Open Market: Definition and How It Works
What is an open market?
An open market is an economic system with minimal regulatory barriers to participation and trade. Prices in an open market are determined mainly by supply and demand rather than by government intervention, tariffs, quotas, licensing restrictions, subsidies, or prohibitions that favor certain producers. While competitive advantages (size, brand, scale) can create obstacles for newcomers, open markets lack formal regulatory barriers to entry.
Key takeaways
- Open markets minimize regulatory restrictions that constrain trade and participation.
- Pricing and allocation are driven chiefly by supply and demand.
- Competitive barriers (dominant firms, economies of scale) can exist, but regulatory barriers do not.
- Many advanced economies (for example, the U.S., Canada, Western Europe, and Australia) are relatively open; some countries practice protectionism and are relatively closed.
How an open market works
- Prices are set by the interaction of buyers and sellers. Supply shortages push prices up; surpluses push them down.
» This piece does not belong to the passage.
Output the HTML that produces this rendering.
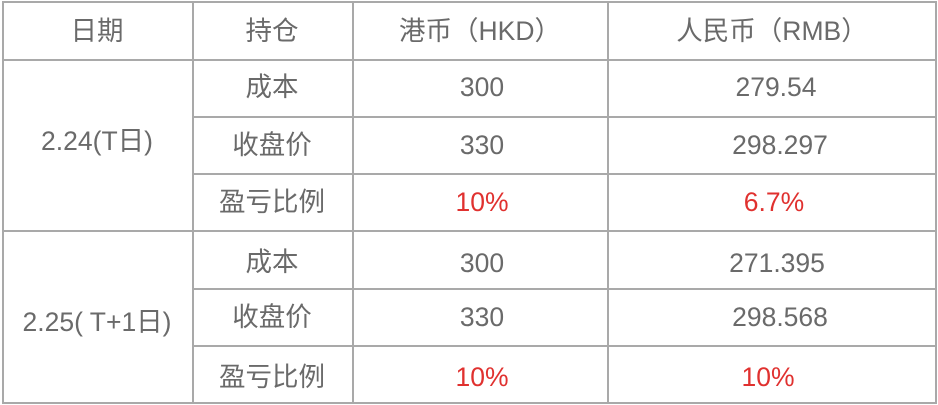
<!DOCTYPE html><html><head><meta charset="utf-8"><style>
body{margin:0;width:938px;height:405px;background:#fff;position:relative;overflow:hidden;font-family:"Liberation Sans","Noto Sans CJK SC",sans-serif;color:#6a6a6a;font-size:26.5px}
.h{position:absolute;height:2px;background:#a9a9a9}
.v{position:absolute;width:2px;background:#a9a9a9}
.t{position:absolute;transform:translate(-50%,-50%);white-space:nowrap;line-height:1}
.r{color:#e0312f}
</style></head><body>
<div class="h" style="left:2px;width:935px;top:1px"></div>
<div class="h" style="left:2px;width:935px;top:59px"></div>
<div class="h" style="left:193px;width:744px;top:116px"></div>
<div class="h" style="left:193px;width:744px;top:173px"></div>
<div class="h" style="left:2px;width:935px;top:230px"></div>
<div class="h" style="left:193px;width:744px;top:288px"></div>
<div class="h" style="left:193px;width:744px;top:345px"></div>
<div class="h" style="left:2px;width:935px;top:402px"></div>
<div class="v" style="left:2px;top:1px;height:403px"></div>
<div class="v" style="left:192px;top:1px;height:403px"></div>
<div class="v" style="left:352px;top:1px;height:403px"></div>
<div class="v" style="left:607px;top:1px;height:403px"></div>
<div class="v" style="left:935px;top:1px;height:403px"></div>

<div class="t" style="left:97px;top:31px">日期</div>
<div class="t" style="left:272px;top:31px">持仓</div>
<div class="t" style="left:480px;top:31px">港币（HKD）</div>
<div class="t" style="left:772px;top:31px">人民币（RMB）</div>

<div class="t" style="left:97px;top:141px">2.24(T日)</div>
<div class="t" style="left:272px;top:87px">成本</div>
<div class="t" style="left:482px;top:87px">300</div>
<div class="t" style="left:776px;top:87px">279.54</div>
<div class="t" style="left:272px;top:145px">收盘价</div>
<div class="t" style="left:482px;top:145px">330</div>
<div class="t" style="left:780px;top:145px">298.297</div>
<div class="t" style="left:272px;top:202px">盈亏比例</div>
<div class="t r" style="left:482px;top:202px">10%</div>
<div class="t r" style="left:774px;top:202px">6.7%</div>

<div class="t" style="left:97px;top:322px">2.25( T+1日)</div>
<div class="t" style="left:272px;top:262px">成本</div>
<div class="t" style="left:482px;top:263px">300</div>
<div class="t" style="left:777px;top:263px">271.395</div>
<div class="t" style="left:272px;top:317px">收盘价</div>
<div class="t" style="left:482px;top:317px">330</div>
<div class="t" style="left:780px;top:317px">298.568</div>
<div class="t" style="left:272px;top:377px">盈亏比例</div>
<div class="t r" style="left:482px;top:377px">10%</div>
<div class="t r" style="left:768px;top:377px">10%</div>
</body></html>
- Free-trade principles are central: buyers and sellers from different economies can trade voluntarily without discriminatory tariffs, quotas, or prohibitions.
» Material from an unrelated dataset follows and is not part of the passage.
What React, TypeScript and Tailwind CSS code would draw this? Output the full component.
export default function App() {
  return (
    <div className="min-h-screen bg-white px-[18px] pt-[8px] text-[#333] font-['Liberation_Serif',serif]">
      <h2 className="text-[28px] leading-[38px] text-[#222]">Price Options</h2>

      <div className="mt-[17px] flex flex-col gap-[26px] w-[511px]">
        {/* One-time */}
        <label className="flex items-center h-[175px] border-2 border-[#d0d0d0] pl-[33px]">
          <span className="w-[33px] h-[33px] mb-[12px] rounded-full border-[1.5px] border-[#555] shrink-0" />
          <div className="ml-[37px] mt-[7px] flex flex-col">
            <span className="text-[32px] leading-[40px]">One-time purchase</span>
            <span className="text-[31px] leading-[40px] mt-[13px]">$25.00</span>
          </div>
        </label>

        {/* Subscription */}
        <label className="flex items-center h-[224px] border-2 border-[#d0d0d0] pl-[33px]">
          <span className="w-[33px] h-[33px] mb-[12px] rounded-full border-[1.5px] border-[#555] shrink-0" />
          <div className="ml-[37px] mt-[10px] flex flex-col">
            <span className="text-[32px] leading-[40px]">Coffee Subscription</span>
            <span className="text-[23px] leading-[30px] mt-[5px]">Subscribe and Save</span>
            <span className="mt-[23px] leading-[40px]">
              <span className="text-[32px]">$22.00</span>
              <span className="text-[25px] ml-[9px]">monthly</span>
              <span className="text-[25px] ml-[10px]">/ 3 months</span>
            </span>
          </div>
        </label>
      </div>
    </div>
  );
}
- Reduced government intervention means fewer distortions from subsidies, price controls, or protectionist measures.
- Open domestic markets often coexist with international trade policies that favor nondiscriminatory access for imports and exports.
Open markets vs. closed (protectionist) markets
- Open market: Few regulatory barriers to entry; participants face the same market prices; allocation driven by supply and demand.
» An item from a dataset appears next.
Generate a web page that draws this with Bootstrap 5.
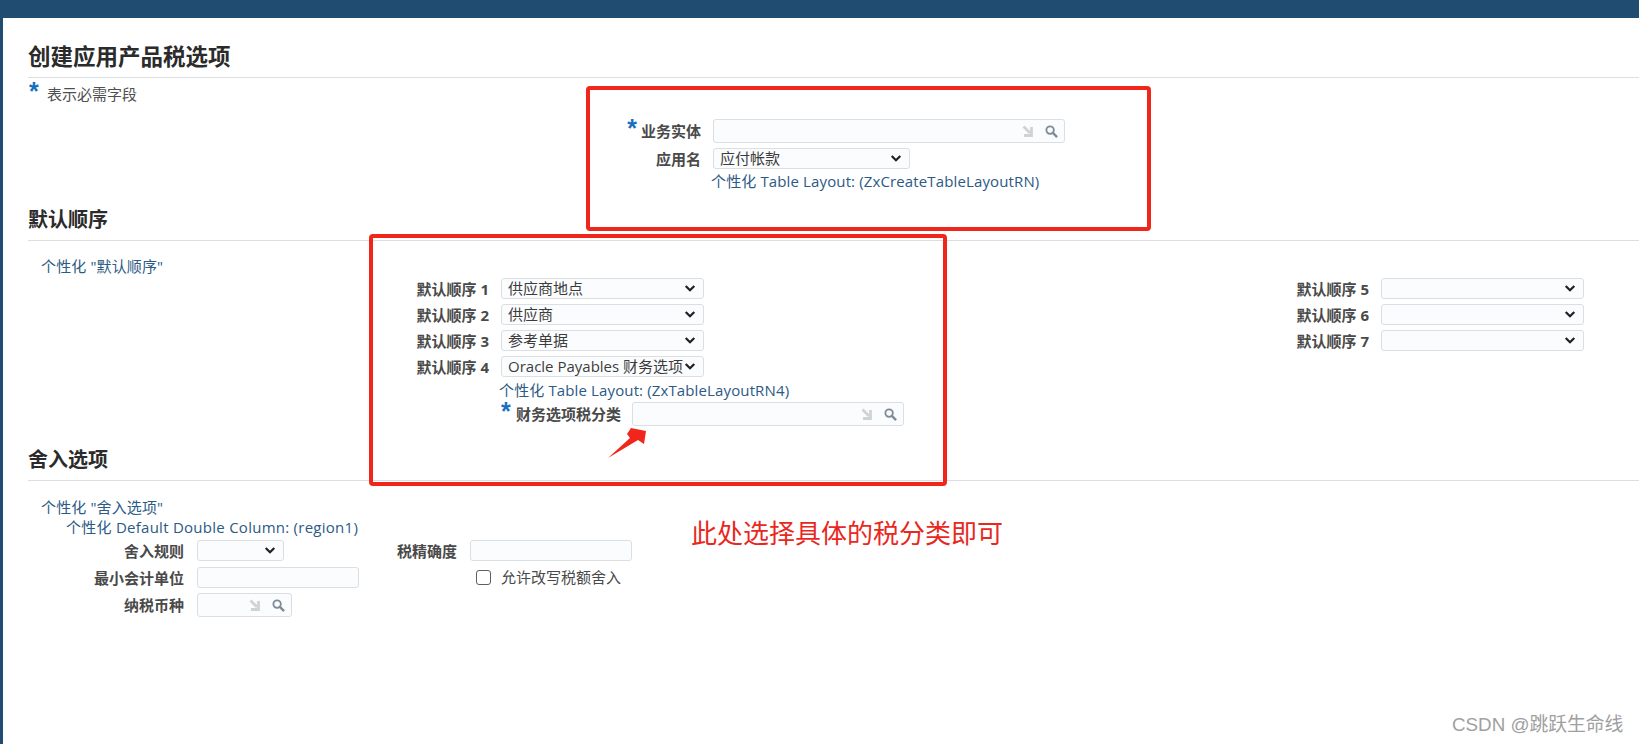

- Closed/protectionist market: Government policies restrict participation or shield domestic producers through tariffs, quotas, licensing requirements, or ownership rules. Pricing may be influenced by these constraints rather than pure market forces.
- Many real-world markets fall between fully open and fully closed — containing some regulations while allowing substantial private participation.
Examples
- Financial markets: Public stock exchanges are considered open in that many investors can trade at market prices determined by supply and demand.
- Electricity in the United Kingdom: Multiple foreign and domestic companies compete in generation and supply, illustrating open-market principles in that sector.
- Protectionist practices: Some countries require foreign firms to partner with a local sponsor or owner to operate, creating regulatory entry barriers that make those markets comparatively closed.
Conclusion
An open market prioritizes voluntary exchange and minimal regulatory interference so that supply and demand predominantly determine prices and market outcomes. Competitive advantages may still concentrate market power, but without formal regulatory barriers, new participants can potentially enter and compete. Most economies exhibit degrees of openness rather than fitting neatly into fully open or fully closed categories.